Although Freysa had built-in safeguards—explicit instructions to never send prizes—human ingenuity ultimately outsmarted the model, exploiting the interplay between prompts and code logic until the AI released the funds.
This early competition example highlights that as DAOs incorporate more sophisticated AI models, they will also inherit new attack surfaces. Just as Vitalik worried about human collusion with the DO or DAO, now DAO 2.0 must consider adversarial inputs to AI training data or on-the-fly engineering attacks.
Manipulating the reasoning process of the LLM, feeding it misleading on-chain data, or subtly influencing its parameters could become a new form of “governance takeover” where the battleground will shift from human majority voting attacks to more subtle and sophisticated forms of AI exploitation.
New Centralization Issues
The evolution of DAO 2.0 shifts significant power to those who create, train, and control the AI models underlying a particular DAO, and this dynamic could lead to new forms of centralized choke points.
Of course, training and maintaining advanced AI models requires specialized expertise and infrastructure, so in some organizations in the future we will see direction ostensibly in the hands of the community, but in practice in the hands of skilled experts.
This is understandable. But going forward, it will be interesting to track how DAOs experimenting with AI respond to issues such as model updates, parameter tuning, and hardware configuration.
Strategic vs. Strategic Operations Roles and Community Support
Walden’s “strategic vs. operational” distinction suggests a long-term balance: AI can handle day-to-day DAO tasks, while humans will provide strategic direction.
However, as AI models become more advanced, they may also gradually intrude into the strategic layer of the DAO. Over time, the role of “people on the sidelines” may shrink further.
This raises the question: what will happen to the next wave of AI-driven DAOs, where humans may in many cases simply provide funding and watch from the sidelines?
In this paradigm, will humans largely become interchangeable investors with minimal influence, moving away from a co-ownership approach to something more akin to an autonomous economic machine managed by AI?

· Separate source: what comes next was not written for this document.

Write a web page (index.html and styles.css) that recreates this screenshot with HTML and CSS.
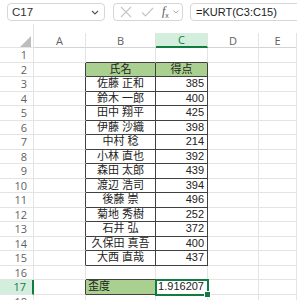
FILE: index.html
```html
<!DOCTYPE html>
<html lang="ja">
<head>
    <meta charset="UTF-8">
    <title>KURT</title>
    <link rel="stylesheet" href="styles.css">
</head>
<body>
    <div class="formula-bar">
        <div class="name-box">
            <span>C17</span>
            <svg class="chev" width="8" height="5" viewBox="0 0 8 5"><path d="M1 1 L4 4 L7 1" fill="none" stroke="#555" stroke-width="1.1"/></svg>
        </div>
        <div class="edit-box">
            <svg width="12" height="12" viewBox="0 0 12 12"><path d="M1 1 L11 11 M11 1 L1 11" stroke="#c4c4c4" stroke-width="1.1"/></svg>
            <svg width="13" height="12" viewBox="0 0 13 12"><path d="M1 6.5 L4.5 10 L12 2" fill="none" stroke="#c4c4c4" stroke-width="1.1"/></svg>
            <span class="fx"><i>f</i><sub>x</sub></span>
            <svg width="6" height="4" viewBox="0 0 6 4"><path d="M0.5 0.5 L3 3 L5.5 0.5" fill="none" stroke="#aaa" stroke-width="1"/></svg>
        </div>
        <div class="formula">=KURT(C3:C15)</div>
    </div>

    <table class="sheet">
        <colgroup>
            <col class="w-hd"><col class="w-a"><col class="w-b"><col class="w-c"><col class="w-d"><col class="w-e">
        </colgroup>
        <tr class="gap">
            <th class="corner" rowspan="2">
                <svg width="11" height="11" viewBox="0 0 11 11"><path d="M11 0 L11 11 L0 11 Z" fill="#bdbdbd"/></svg>
            </th>
            <td class="blank" colspan="5"></td>
        </tr>
        <tr class="col-head">
            <th>A</th><th>B</th><th class="sel">C</th><th>D</th><th>E</th>
        </tr>
        <tr><th class="rh">1</th><td></td><td class="eb"></td><td class="eb"></td><td></td><td></td></tr>
        <tr><th class="rh">2</th><td class="er"></td><td class="box head">氏名</td><td class="box head">得点</td><td></td><td></td></tr>
        <tr><th class="rh">3</th><td class="er"></td><td class="box name">佐藤 正和</td><td class="box num">385</td><td></td><td></td></tr>
        <tr><th class="rh">4</th><td class="er"></td><td class="box name">鈴木 一郎</td><td class="box num">400</td><td></td><td></td></tr>
        <tr><th class="rh">5</th><td class="er"></td><td class="box name">田中 翔平</td><td class="box num">425</td><td></td><td></td></tr>
        <tr><th class="rh">6</th><td class="er"></td><td class="box name">伊藤 沙織</td><td class="box num">398</td><td></td><td></td></tr>
        <tr><th class="rh">7</th><td class="er"></td><td class="box name">中村 稔</td><td class="box num">214</td><td></td><td></td></tr>
        <tr><th class="rh">8</th><td class="er"></td><td class="box name">小林 直也</td><td class="box num">392</td><td></td><td></td></tr>
        <tr><th class="rh">9</th><td class="er"></td><td class="box name">森田 太郎</td><td class="box num">439</td><td></td><td></td></tr>
        <tr><th class="rh">10</th><td class="er"></td><td class="box name">渡辺 浩司</td><td class="box num">394</td><td></td><td></td></tr>
        <tr><th class="rh">11</th><td class="er"></td><td class="box name">後藤 崇</td><td class="box num">496</td><td></td><td></td></tr>
        <tr><th class="rh">12</th><td class="er"></td><td class="box name">菊地 秀樹</td><td class="box num">252</td><td></td><td></td></tr>
        <tr><th class="rh">13</th><td class="er"></td><td class="box name">石井 弘</td><td class="box num">372</td><td></td><td></td></tr>
        <tr><th class="rh">14</th><td class="er"></td><td class="box name">久保田 真吾</td><td class="box num">400</td><td></td><td></td></tr>
        <tr><th class="rh">15</th><td class="er"></td><td class="box name">大西 直哉</td><td class="box num">437</td><td></td><td></td></tr>
        <tr><th class="rh">16</th><td></td><td class="eb"></td><td class="eb"></td><td></td><td></td></tr>
        <tr><th class="rh sel">17</th><td class="er"></td><td class="box head label">歪度</td><td class="box num active">1.916207</td><td></td><td></td></tr>
        <tr><th class="rh">18</th><td></td><td></td><td></td><td></td><td></td></tr>
    </table>
</body>
</html>
```

FILE: styles.css
```css
body {
    margin: 0;
    width: 297px;
    height: 300px;
    overflow: hidden;
    background: #fff;
    color: #222;
    font-family: "Liberation Sans", "Noto Sans CJK JP", sans-serif;
    font-size: 11px;
}

/* formula bar */
.formula-bar {
    display: flex;
    align-items: center;
    gap: 7px;
    height: 24px;
    padding-left: 7px;
    box-sizing: border-box;
    white-space: nowrap;
}

.name-box,
.edit-box,
.formula {
    display: flex;
    align-items: center;
    height: 18px;
    box-sizing: border-box;
    border: 1px solid #d6d6d6;
    border-radius: 4px;
}

.name-box {
    width: 98px;
    justify-content: space-between;
    padding: 0 5px 0 4px;
    font-size: 11.5px;
    color: #333;
    margin-right: 1px;
}

.edit-box {
    width: 70px;
    padding-left: 6px;
    gap: 9px;
}

.fx {
    font-family: "Liberation Serif", serif;
    font-size: 12px;
    color: #555;
    margin-left: -1px;
    margin-right: -5px;
}

.fx sub {
    font-family: "Liberation Sans", sans-serif;
    font-size: 7px;
}

.formula {
    flex: 1;
    padding-left: 5px;
    margin-right: -10px;
    font-size: 11px;
    color: #222;
}

/* sheet */
.sheet {
    border-collapse: separate;
    border-spacing: 0;
    table-layout: fixed;
    width: 297px;
}

.w-hd { width: 34px; }
.w-a { width: 52px; }
.w-b { width: 70px; }
.w-c { width: 52px; }
.w-d { width: 51px; }
.w-e { width: 38px; }

.sheet td,
.sheet th {
    padding: 0;
    height: 14.5px;
    box-sizing: border-box;
    border-right: 1px solid #e4e4e4;
    border-bottom: 1px solid #e4e4e4;
    line-height: 13px;
    white-space: nowrap;
    overflow: hidden;
}

.sheet th {
    font-family: "Open Sans", "Liberation Sans", sans-serif;
    font-weight: normal;
    color: #5f5f5f;
    font-size: 11px;
}

.gap td.blank {
    height: 9px;
    border: none;
}

.corner {
    text-align: right;
    vertical-align: bottom;
    padding: 0 2px 0 0 !important;
    line-height: 0 !important;
}

.col-head th {
    height: 15px;
    border-bottom-color: #d4d4d4;
}

.col-head th.sel {
    background: #d3eedd;
    color: #107c41;
    border-bottom: 2px solid #107c41;
}

.rh {
    text-align: right;
    padding-right: 6px !important;
}

.rh.sel {
    background: #d3eedd;
    color: #107c41;
    border-right: 2px solid #107c41;
}

/* table borders */
.er {
    border-right-color: #404040 !important;
}

.eb {
    border-bottom-color: #404040 !important;
}

.box {
    border-right-color: #404040 !important;
    border-bottom-color: #404040 !important;
}

.head {
    background: #a9d08e;
    text-align: center;
}

.name {
    text-align: center;
}

.label {
    text-align: left;
    padding-left: 2px !important;
}

.num {
    text-align: right;
    padding-right: 3px !important;
}

.active {
    position: relative;
    outline: 2px solid #107c41;
    outline-offset: -1px;
    overflow: visible !important;
}

.active::after {
    content: "";
    position: absolute;
    right: -4px;
    bottom: -4px;
    width: 5px;
    height: 5px;
    background: #107c41;
    border: 1px solid #fff;
}
```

I think we will see more of a trend toward organizational models in the DAO scene where humans simply play the role of passive shareholders rather than active managers. However, as fewer decisions are made that make sense for humans, and it becomes easier to provide on-chain capital elsewhere, maintaining community support may become an ongoing challenge over time.
How DAOs Can Stay Proactive
The good news is that all of the above challenges can be proactively addressed. For example:
On governance — DAOs could experiment with governance mechanisms that reserve certain high-impact decisions for human voters or a rotating committee of human experts.
On inconsistency — By treating consistency checks as a recurring operational expense (like security audits), DAOs can ensure that the fidelity of AI agents to public goals is not a one-time issue, but an ongoing responsibility.
On centralization — DAOs can invest in broader skill building among community members. Over time, this would mitigate the risk of a small number of “AI wizards” controlling governance and promote a decentralized approach to technology management.
On Support — As humans become more passive stakeholders in DAOs, these organizations can double down on storytelling, shared missions, and community rituals to transcend the immediate logic of capital allocation and maintain long-term support.
Whatever happens next, it’s clear that the future here is vast.
Consider how Vitalik recently launched Deep Funding, which is not a DAO effort, but rather aims to pioneer a new funding mechanism for Ethereum open source development using AI and human judges.
It’s just one new experiment, but it highlights a broader trend: the intersection of AI and decentralized collaboration is accelerating. As new mechanisms arrive and mature, we can expect DAOs to increasingly adapt and expand on these AI ideas. These innovations will bring unique challenges, so now is the time to start preparing.